Basically, what Hayek has proposed is a rational theory that cannot be proven. And when it doesn’t work, he claims that the theory is right and the facts must be reinterpreted.
Hayek and the Austrian school is a religion. A metaphysics. A cult. Hence the strong association between people who admire him and those who admire Ayn Rand. Both cultic figures.
If not for the funds of right wing think tanks and right wing wealth, I think the Austrian school, Hayek, and Mises would be nonentities. Because they aren’t science.
David Thomson
Feb 10 2006 at 11:01am
I have nothing else to add but to say that I agree completely with Arnold Kling. This article has been bookmarked on my favorite’s list.
T.R. Elliott
Feb 10 2006 at 12:18pm
Mr Thomson: You should print a copy of the article, mail it to Kling, have him sign it, and return in a self-address stamped envelope. You can then hang on the wall and worship it daily. 🙂
liberty
Feb 10 2006 at 4:42pm
>Liberty: The 100s millions dead is a red herring, a straw man. The black and white that leads you to decide that non-acceptance of 100% free market libertarian concepts is a turn to either Marxism, or more accurately, totalitarianism, is illogical and not worth debating.

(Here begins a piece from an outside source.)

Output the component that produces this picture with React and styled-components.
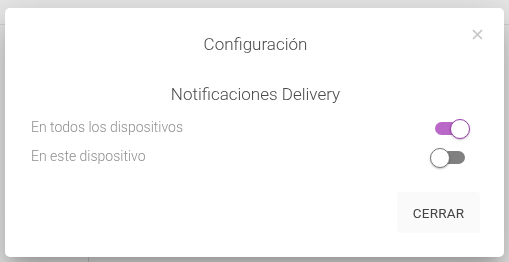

When did I say that non-acceptance of 100% free market is a turn to Marxism? I said Marx created Marxism, hence the deaths. And as for totalitarianism, it has been well proven that there is no other way to perform economic calculation in a socialist society than with totalitarian rule; consumer preferences require a market.
>Hayek and the Austrian school is a religion. A metaphysics. A cult. Hence the strong association between people who admire him and those who admire Ayn Rand. Both cultic figures.
>If not for the funds of right wing think tanks and right wing wealth, I think the Austrian school, Hayek, and Mises would be nonentities. Because they aren’t science.
Because, in general, only cult figures recieve the nobel prize…
liberty
Feb 10 2006 at 4:43pm
funny that you mention wealth… the creation of which is basic desired end of the study of economics.